The greatest problems, aside from the financial ones, which face the hospital in its attempt to care for the Jews returning from concentration camps and others in need of help are the shortage of doctors and nurses and the lack of medicaments. There are now ten doctors in the hospital, but they lack instruments and medicines, which has reduced their usefullness.

During the first days of the Russian ocoupation, before order was restored, the hospital was not excluded from the general looting, and many beds, linens and drugs were lost. The X-ray apparatus, however, is intact, although no films are available, and there is a small quantity of radium on hand. The building itself requires urgent repairs, because of bomb damages, but the Berlin city council has refused to grant funds for the repairs.

Dr. Zwilsky, who was familiar with all the misery of the Berlin Jews under the Nazis, since the Jewish Hospital was the only institution allowed to treat them, said that about 2,000 committed suicide, between 1938 and the time the city was captured, to avoid deportation. On one day, he said, twenty-two suicides were brought to the hospital.

LAST MINUTE ORDER FOR LIQUIDATION OF HOSPITAL NEVER CARRIED OUT

In March of this year, just a few weeks before the capital capitulated, Dr. Zwilsky said, an order was given for the complete liquidation of the hospital, and all its staff, but for some reason the order was never carried out. Why the hospital was allowed to operate during the last few years, while millions of Jews were being killed in concentration camps, seems destined to remain a mystery. The only possible explanation that Dr. Zwilsky could offer was that the branch of the Gestapo dealing with Jewish affairs was a far-flung organization with thousands of employees, all of whom wanted to avoid army service. In order to have a reason for their existence, it was necessary to allow some Jewish institutions to keep going.

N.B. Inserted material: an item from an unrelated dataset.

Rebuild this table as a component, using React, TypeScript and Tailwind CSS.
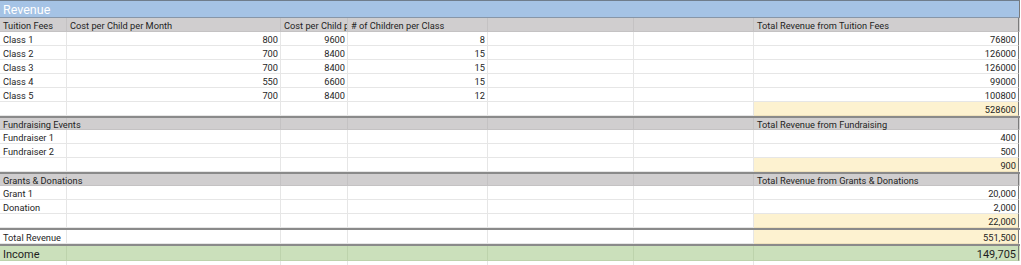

In the last few years the hospital was not in a position to adequately care for even the pitiful number of Jews left in Berlin. Three of its four buildings were taken over by the Gestapo. One was used as a mobilization center for Jews being sent to concentration camps, one was a Wehrmacht hospital and the surgery was converted into a tailor shop.

Although a strict guard was kept over the Jewish Hospital, its doctors were occasionally able to save Jews from deportation by inducing fever or other symptoms, the hospital head revealed. Sometimes, however, the Gestapo insisted on transporting even stretcher cases to camps.